境港の紅ズワイガニは、そのまま漁港で塩茹でにされたり冷凍されて全国に出荷されています。その高い水揚げ量から、加工用の原料としても活用され、市販の冷凍カニクリームコロッケやカニちらし寿司など、多くのカニ肉を使用する食品に境港の紅ズワイガニが使われています。そのため、多くの人にとってはもっとも馴染みのあるカニの味の一つです。
同じ港で揚がるズワイガニとは異なりますが、地元の人や漁業関係者以外にはその違いに気づかないこともあるので注意が必要です。紅ズワイガニの身は甘みがあり、水分が多いのが特徴です。保存中に水分が抜けて身が少なくなることを避けるため、甲羅を下にして保存します。境港では、水揚げされた紅ズワイガニが甲羅を下にした状態で並んでいる光景が見られます。

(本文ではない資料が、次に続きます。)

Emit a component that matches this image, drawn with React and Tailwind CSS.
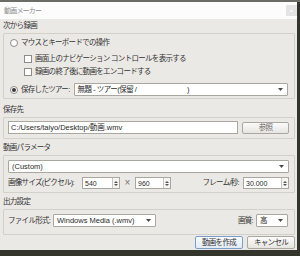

紅ズワイガニは日本海の水深約500メートル~2500メートルの深海に生息しており、漁期は秋から春(9月1日~6月30日)です。漁具はロープに50メートル間隔で150個のカニかごがついたものを使用し、海底に約2昼夜沈めてカニが入るのを待つという「カニかご漁」で獲ります。漁具の長さは約1万メートルにもなり、これを9セットも使用する大規模な漁です。